My first impulse here is to issue all kinds of disclaimers: I am NOT a book banner; I am NOT a prude; I am neither a homophobe nor a sexophobe, if there is such a thing as the latter. I’d love for the young adults I know to have fun and fall in love and even have passionate, fulfilling (married) sex. But all the disclaimers in the world will not change the fact that some people are not going to understand why I hated this book —just as I don’t really understand why any discerning reader would like it. So let us procceed to the actual review/rant.
How did I hate this book? Let me count the ways:
I hated the casual vulgarity and pervasive profanity and uncommitted sex, both homo and hetero, and the way that all these evils, yes evils, were portrayed as natural, beautiful, and oh-so-cool.
I hated the absence of parents who cared enough to even be worried about their teenage children who were club-hopping and roaming the streets of New York City all night long. Nick’s parents were hardly mentioned, and Norah’s parents were perfectly happy to have her check in via cell phone at 4:00 A.M.
I hated the lessons in sexual technique that were embedded in the story.
I hated the punk music scene motif where everything and anything could be exused or explained with a song, ususally a song with angry, vulgar, repetitive lyrics.
I hated the unmourned loss of innocence that had overtaken Nick and Norah both before the story even began. I hated whoever was responsible (their parents?) for allowing them to each have an ex-lover, much less have exes who broke their hearts and used their bodies and made them jaded and old before their time.
I hated the hip dialog and occcasional flashes of real insight that covered a vast ocean of spiritual emptiness.
As much as I hated Nick’s and Norah’s jaded worldliness, I hated it even more when they acted and talked like the vulnerable kids they really were because I knew they were going to get hurt —deeply hurt. There’s no father in the story to protect and cherish Norah and teach her to value herself and save her love and her body for someone who will cherish her and love her for more than her ability to kiss and make out and eventually give out good sexual favors. The best Norah’s father can do is chuckle indulgently at her disrespectful repartee and make sure she gets to Brown (university) in the fall.
Oh, yes, I also hated all the casual money —teenagers whose parents do provide one essential: plenty of money to buy them into trouble and possibly out of it. These are essentially careless rich people, shades of The Great Gatsby, who are trying to pretend that honest caring can be found in such an environment.
What did I like about Nick and Norah’s Infinite Playlist? Not much.
I liked the singing in the rain scene, but that scene led to a sexual encounter, unconsummated but graphic, that would fit right into any garden variety porn magazine with nary so much as a rewrite. So . . . not so much.

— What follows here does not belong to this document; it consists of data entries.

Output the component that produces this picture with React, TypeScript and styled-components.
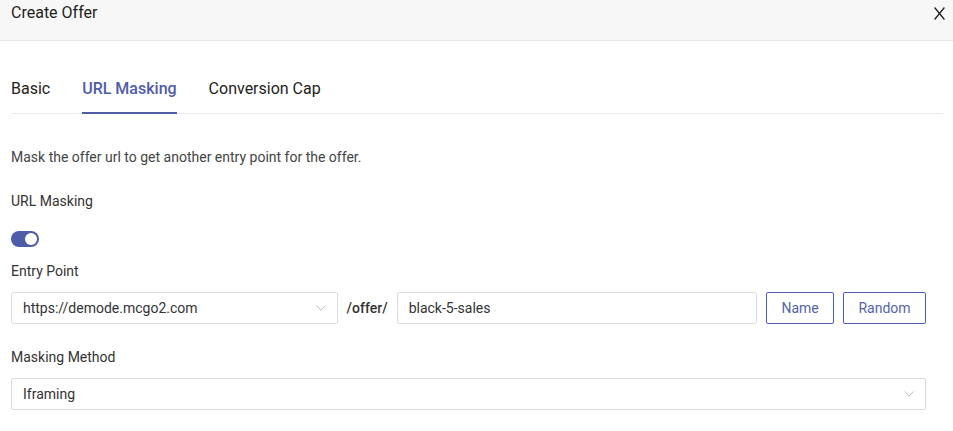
import { FC, useState } from 'react';
import styled, { createGlobalStyle } from 'styled-components';

const GlobalStyle = createGlobalStyle`
  * { box-sizing: border-box; }
  body {
    margin: 0;
    background: #fff;
    font-family: Roboto, 'Liberation Sans', Arial, sans-serif;
    color: #333;
  }
`;

const BLUE = '#4f5ca8';

const Modal = styled.div`
  width: 953px;
  background: #fff;
`;

const Header = styled.header`
  height: 41px;
  background: #f7f7f7;
  border-bottom: 1px solid #e6e6e6;
  display: flex;
  justify-content: space-between;
  align-items: flex-start;
  padding: 2px 8px 0 11px;
`;

const Title = styled.h2`
  margin: 0;
  font-size: 16px;
  line-height: 22px;
  font-weight: 400;
  color: #1e1e1e;
`;

const CloseButton = styled.button`
  border: none;
  background: none;
  padding: 0;
  width: 12px;
  height: 22px;
  display: flex;
  align-items: center;
  justify-content: center;
  cursor: pointer;
`;

const Body = styled.div`
  padding: 37px 10px 0 11px;
`;

const TabList = styled.div`
  display: flex;
  gap: 32px;
  border-bottom: 1px solid #ebebeb;
`;

const Tab = styled.button<{ $active?: boolean }>`
  border: none;
  background: none;
  padding: 0 0 12px;
  margin-bottom: -1px;
  font-family: inherit;
  font-size: 16px;
  line-height: 22px;
  font-weight: ${(p) => (p.$active ? 500 : 400)};
  color: ${(p) => (p.$active ? BLUE : '#222')};
  border-bottom: 2px solid ${(p) => (p.$active ? BLUE : 'transparent')};
  cursor: pointer;
`;

const Form = styled.div`
  width: 915px;
  padding-top: 33px;
`;

const Description = styled.p`
  margin: 0 0 24px;
  font-size: 14px;
  line-height: 20px;
  color: #444;
`;

const Label = styled.div<{ $gap: number }>`
  font-size: 14px;
  line-height: 20px;
  color: #333;
  margin-bottom: ${(p) => p.$gap}px;
`;

const Toggle = styled.button<{ $on: boolean }>`
  position: relative;
  display: block;
  width: 28px;
  height: 16px;
  border: none;
  border-radius: 8px;
  padding: 0;
  background: ${(p) => (p.$on ? BLUE : '#ccc')};
  margin-bottom: 14px;
  cursor: pointer;

  &::after {
    content: '';
    position: absolute;
    top: 2px;
    left: ${(p) => (p.$on ? '14px' : '2px')};
    width: 12px;
    height: 12px;
    border-radius: 50%;
    background: #fff;
  }
`;

const Row = styled.div`
  display: flex;
  align-items: center;
  margin-bottom: 23px;
`;

const SelectBox = styled.div<{ $width?: number }>`
  height: 32px;
  ${(p) => (p.$width ? `width: ${p.$width}px;` : 'flex: 1;')}
  border: 1px solid #dcdcdc;
  border-radius: 2px;
  display: flex;
  align-items: center;
  justify-content: space-between;
  padding: 0 11px 0 11px;
  font-size: 14px;
  color: #333;
`;

const Separator = styled.span`
  margin: 0 9px;
  font-size: 14px;
  font-weight: 500;
  color: #333;
`;

const TextInput = styled.input`
  height: 32px;
  width: 361px;
  border: 1px solid #dcdcdc;
  border-radius: 2px;
  padding: 0 11px;
  font-family: inherit;
  font-size: 14px;
  color: #333;
  outline: none;
`;

const OutlineButton = styled.button<{ $width: number }>`
  height: 32px;
  width: ${(p) => p.$width}px;
  margin-left: 9px;
  border: 1px solid #4b5bb5;
  border-radius: 2px;
  background: #fff;
  font-family: inherit;
  font-size: 14px;
  color: #5563ab;
  cursor: pointer;
`;

const Chevron: FC = () => (
  <svg width="10" height="6" viewBox="0 0 10 6" fill="none">
    <path d="M0.5 0.5 L5 5.2 L9.5 0.5" stroke="#bdbdbd" strokeWidth="1" />
  </svg>
);

const App: FC = () => {
  const [masking, setMasking] = useState(true);
  const [tab, setTab] = useState('URL Masking');

  return (
    <Modal>
      <GlobalStyle />
      <Header>
        <Title>Create Offer</Title>
        <CloseButton aria-label="Close">
          <svg width="11" height="13" viewBox="0 0 11 13">
            <path d="M0.6 0.5 L10.4 12.5 M10.4 0.5 L0.6 12.5" stroke="#222" strokeWidth="1.3" />
          </svg>
        </CloseButton>
      </Header>
      <Body>
        <TabList>
          {['Basic', 'URL Masking', 'Conversion Cap'].map((t) => (
            <Tab key={t} $active={tab === t} onClick={() => setTab(t)}>
              {t}
            </Tab>
          ))}
        </TabList>
        <Form>
          <Description>Mask the offer url to get another entry point for the offer.</Description>
          <Label $gap={20}>URL Masking</Label>
          <Toggle $on={masking} onClick={() => setMasking(!masking)} aria-label="URL Masking" />
          <Label $gap={11}>Entry Point</Label>
          <Row>
            <SelectBox $width={327}>
              <span>https://demode.mcgo2.com</span>
              <Chevron />
            </SelectBox>
            <Separator>/offer/</Separator>
            <TextInput defaultValue="black-5-sales" />
            <OutlineButton $width={68}>Name</OutlineButton>
            <OutlineButton $width={83}>Random</OutlineButton>
          </Row>
          <Label $gap={11}>Masking Method</Label>
          <SelectBox>
            <span>Iframing</span>
            <Chevron />
          </SelectBox>
        </Form>
      </Body>
    </Modal>
  );
};

export default App;
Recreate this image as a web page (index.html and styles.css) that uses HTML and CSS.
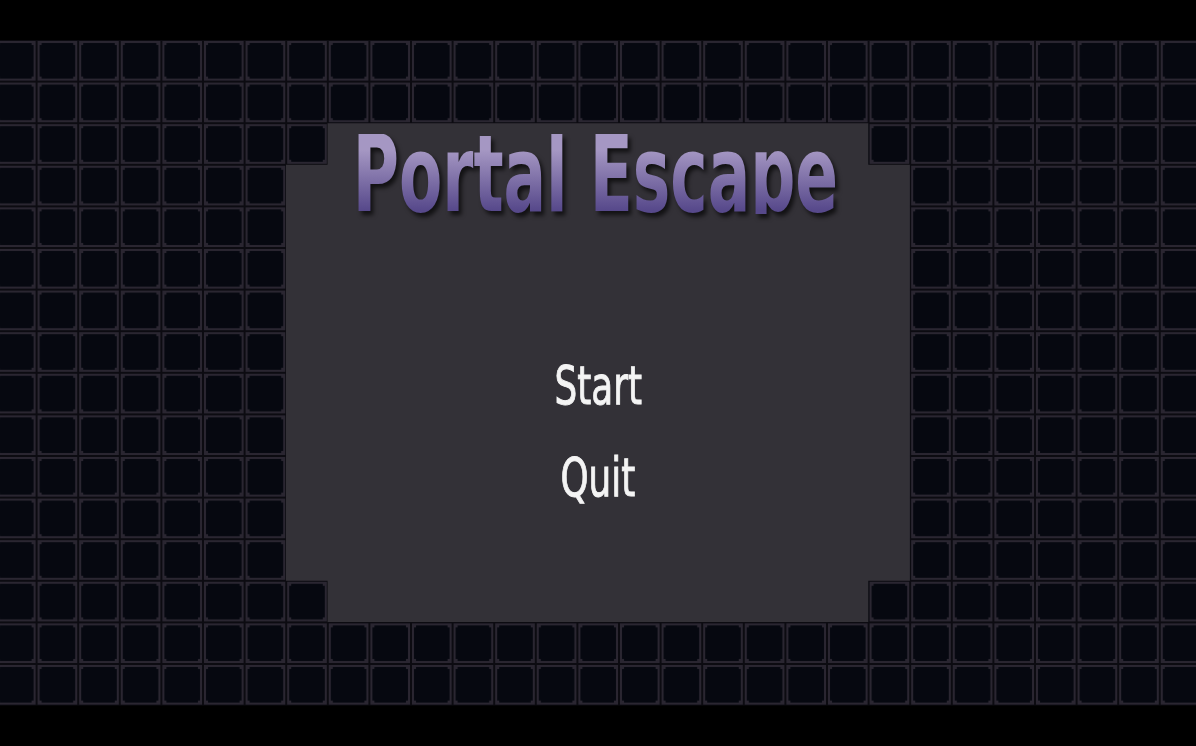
FILE: index.html
```html
<!DOCTYPE html>
<html lang="en">
<head>
    <meta charset="UTF-8">
    <meta name="viewport" content="width=device-width, initial-scale=1.0">
    <title>Portal Escape</title>
    <link rel="stylesheet" href="styles.css">
</head>
<body>

    <div class="screen">
        <div class="board">
            <!-- floor tiles, one pattern cell per grid cell -->
            <svg class="tiles" xmlns="http://www.w3.org/2000/svg">
                <defs>
                    <pattern id="tile" width="41.6" height="41.6" patternUnits="userSpaceOnUse">
                        <rect x="0" y="0" width="41.6" height="41.6" fill="#0c0b11"/>
                        <rect x="1" y="1" width="39.6" height="39.6" fill="#2a2631"/>
                        <rect x="3" y="3" width="35.6" height="35.6" fill="#060810"/>
                        <rect x="3" y="3" width="2" height="2" fill="#2a2631"/>
                        <rect x="36.6" y="3" width="2" height="2" fill="#2a2631"/>
                        <rect x="3" y="36.6" width="2" height="2" fill="#2a2631"/>
                        <rect x="36.6" y="36.6" width="2" height="2" fill="#2a2631"/>
                    </pattern>
                </defs>
                <rect width="100%" height="100%" fill="url(#tile)"/>
            </svg>

            <main class="menu-panel">
                <h1 class="title"><span>Portal Escape</span></h1>
                <nav class="menu">
                    <button class="menu-item"><span>Start</span></button>
                    <button class="menu-item"><span>Quit</span></button>
                </nav>
            </main>
        </div>
    </div>

</body>
</html>
```

FILE: styles.css
```css
html, body {
    margin: 0;
    background: #000;
}
body {
    font-family: "DejaVu Sans Condensed", "Liberation Sans", sans-serif;
}
.screen {
    width: 1196px;
    height: 746px;
    padding: 40px 0;
    box-sizing: border-box;
    overflow: hidden;
    background: #000;
}
.board {
    display: grid;
    grid-template-columns: repeat(29, 41.6px);
    grid-template-rows: repeat(16, 41.6px);
    margin-left: -5.2px;
}
.tiles {
    grid-column: 1 / -1;
    grid-row: 1 / -1;
    width: 100%;
    height: 100%;
    display: block;
}
/* panel covers 15x12 tiles, corner tiles left uncovered */
.menu-panel {
    grid-column: 8 / 23;
    grid-row: 3 / 15;
    z-index: 1;
    background: #333137;
    display: flex;
    flex-direction: column;
    align-items: center;
    clip-path: polygon(
        41.6px 0, calc(100% - 41.6px) 0, calc(100% - 41.6px) 41.6px,
        100% 41.6px, 100% calc(100% - 41.6px), calc(100% - 41.6px) calc(100% - 41.6px),
        calc(100% - 41.6px) 100%, 41.6px 100%, 41.6px calc(100% - 41.6px),
        0 calc(100% - 41.6px), 0 41.6px, 41.6px 41.6px
    );
}
.title {
    margin: 11px 0 0;
    font-size: 107px;
    line-height: 80px;
    font-weight: 700;
    filter: drop-shadow(3px 4px 2px rgba(0, 0, 0, 0.65));
}
.title span {
    display: inline-block;
    transform: translateX(-2px) scaleX(0.655);
    white-space: nowrap;
    background: linear-gradient(to bottom, #a597c3 20%, #57498b 95%);
    -webkit-background-clip: text;
    background-clip: text;
    color: transparent;
}
.menu {
    display: flex;
    flex-direction: column;
    align-items: center;
    margin-top: 126px;
}
.menu-item {
    border: none;
    background: none;
    padding: 0;
    cursor: pointer;
    font-family: inherit;
    font-size: 53px;
    line-height: 92px;
    color: #f4f4f4;
}
.menu-item span {
    display: inline-block;
    transform: scaleX(0.75);
    -webkit-text-stroke: 0.9px #f4f4f4;
}
```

I liked some of the names of the characters: Nick, Norah, Thom, Tris, the band called Fluffy. But then there were other band names and nicknames that I can’t even repeat on a G-rated blog. So . . . not so much.
Call me a hater, but the lifestyle that is glorified and rationalized and played back as a beautiful mix of love songs in Nick and Norah’s Infinite Playlist is worth hating. And it’s a fake. I can think of any number of things that are likely to happen to two teens roaming the clubs in New York City, using fake ID’s, and playing with fire, sexually speaking. None of those things, all bad, happen to Nick and Norah because Nick and Norah are poster children for a promiscuous and unrepentant lifestyle of sex without commitment and sexuality expressed freely with no rules and no consequences. “See here, young people, you may have to kiss (or have sexual relations with) a few frogs first, but someday across a crowded club, you’ll see your prince or princess and all shall be well.” That’s a lie, and those who’ve tried it know it’s a lie. N&N is propaganda, pure simple, for the Good Life of sex (protected please), no drugs (drugs are out of fashion), and punk instead of rock and roll. You can lose your innocence young and still have an innocent first love —even though it’s not the first.
Nick and Norah’s Infinite Playlist won the Cybil Award for Young Adult Fiction. After this review, I probably won’t be asked to judge in any of the categories next year, so I may as well say that I don’t think the book should have ever made it out of the slush pile at any reputable publishing house, much less to the top of any award list. It won’t appeal to a broad cross-section of young adult readers in spite of the steamy sex and emo angst. The young adults I know aren’t looking for either of those things in their reading materials. Nick and Norah won’t last past next year (I hope. I hope.) And it’s a bad book to be enshrined as the first winner of the Cybil for Young Adult Fiction.
I’m sorry, but someone had to say it. I’ve nothing to lose except a few readers, so it may as well be me.